Sorry, that's what I meant, the PSP's version of PPGe, whatever it is (but it may not even have a unified way...)

Some test results with MsgDialog specifically (not savedata):

Based on the above, MsgDialog seems to validate the first byte, and then simply mask 0x3F of all following bytes. If the first byte is invalid, it terminates the string (or is ignored, if control code.) Overlong encodings are treated naively and no escape sequences or special handling appears present.

It's like sceCcc simply works this same way.

Will do some testing of PARAM.SFO string display next in the savedata section.

-[Unknown]

unknownbrackets commented 3 years ago

TIL pressing X on savedata starts the game that made the savedata. Not sure how I never knew this before.

SAVEDATA using Mana Khemia, just as an example, seems to follow the same rules as above. The "\xC0\x80ENTR" sequence resulted in truncation. The other bytes were treated as above, i.e the bits of continuation bytes outside 0x3F were ignored.

Do we know for sure that the data after ENTR (albeit useful) actually shows up on a PSP?

Thinking we just specifically nuke "\xC0\x80ENTR" (which we already do, to be clear) and then normalize overlong encodings. I suspect this is just a game bug that accidentally resulted in truncation on real PSPs and no one noticed.

-[Unknown]

hrydgard commented 3 years ago

@unknownbrackets Yes, the data does show up on the real PSP. Although potentially it might come from other fields in the structs that we miss?

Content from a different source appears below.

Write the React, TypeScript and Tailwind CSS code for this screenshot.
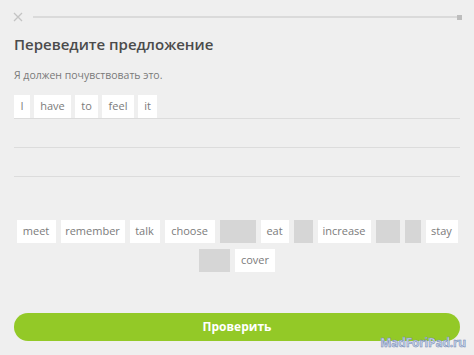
const font = { fontFamily: '"Open Sans", "Noto Sans", sans-serif' };

function Tile({ word, w }: { word?: string; w: string }) {
  if (!word) return <div className={`h-[23px] ${w} bg-[#d6d6d6]`} />;
  return (
    <div className={`h-[23px] ${w} bg-white flex items-center justify-center text-[11px] text-[#7b7b7b]`}>
      {word}
    </div>
  );
}

export default function App() {
  return (
    <div className="w-[474px] h-[355px] bg-[#efefef] relative overflow-hidden" style={font}>
      <div className="flex items-center gap-[10px] pl-[13px] pr-[12px] pt-[12px]">
        <svg width="10" height="10" viewBox="0 0 10 10" className="shrink-0">
          <path d="M1 1 L9 9 M9 1 L1 9" stroke="#c4c4c4" strokeWidth="1.3" />
        </svg>
        <div className="flex-1 flex items-center">
          <div className="flex-1 h-[2px] bg-[#dadada]" />
          <div className="w-[5px] h-[5px] bg-[#bdbdbd]" />
        </div>
      </div>

      <div className="px-[14px]">
        <h1 className="mt-[12px] text-[15px] leading-[20px] font-semibold text-[#4b4b4b]">Переведите предложение</h1>
        <p className="mt-[14px] text-[10.5px] leading-[14px] text-[#7a7a7a]">Я должен почувствовать это.</p>

        <div className="mt-[13px]">
          <div className="flex gap-[4px] h-[24px] border-b border-[#dcdcdc]">
            <Tile word="I" w="w-[16px]" />
            <Tile word="have" w="w-[37px]" />
            <Tile word="to" w="w-[23px]" />
            <Tile word="feel" w="w-[32px]" />
            <Tile word="it" w="w-[19px]" />
          </div>
          <div className="h-[29px] border-b border-[#dcdcdc]" />
          <div className="h-[29px] border-b border-[#dcdcdc]" />
        </div>
      </div>

      <div className="mt-[43px] flex flex-col items-center gap-[6px]">
        <div className="flex gap-[5px]">
          <Tile word="meet" w="w-[39px]" />
          <Tile word="remember" w="w-[64px]" />
          <Tile word="talk" w="w-[30px]" />
          <Tile word="choose" w="w-[50px]" />
          <Tile w="w-[36px]" />
          <Tile word="eat" w="w-[28px]" />
          <Tile w="w-[19px]" />
          <Tile word="increase" w="w-[53px]" />
          <Tile w="w-[24px]" />
          <Tile w="w-[16px]" />
          <Tile word="stay" w="w-[32px]" />
        </div>
        <div className="flex gap-[5px]">
          <Tile w="w-[31px]" />
          <Tile word="cover" w="w-[40px]" />
        </div>
      </div>

      <div className="px-[14px] mt-[41px]">
        <button className="w-full h-[28px] rounded-full bg-[#93c927] text-white text-[12px] font-bold">
          Проверить
        </button>
      </div>

      <div
        className="absolute right-[8px] bottom-[3px] text-[12px] font-bold text-[#c9d4e8] tracking-[-0.2px]"
        style={{ WebkitTextStroke: '0.5px #6f86b3' }}
      >
        MadForiPad.ru
      </div>
    </div>
  );
}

hrydgard commented 3 years ago

image

(hm, think I need to dust it...)

unknownbrackets commented 3 years ago

Ah, I missed that it was just the date. That's a different field indeed, we just concatenated.

To be fair, I didn't try different firmware versions. I also know that firmware does have some workarounds for game bugs in a few specific cases. I think Xele02 posted a list of game IDs found in firmware once years ago... but it wasn't a long list iirc.

-[Unknown]

Panderner commented 3 years ago

Hmm save file issue for secret agent clank is fixed but Buzz: Master Quiz still not fixed.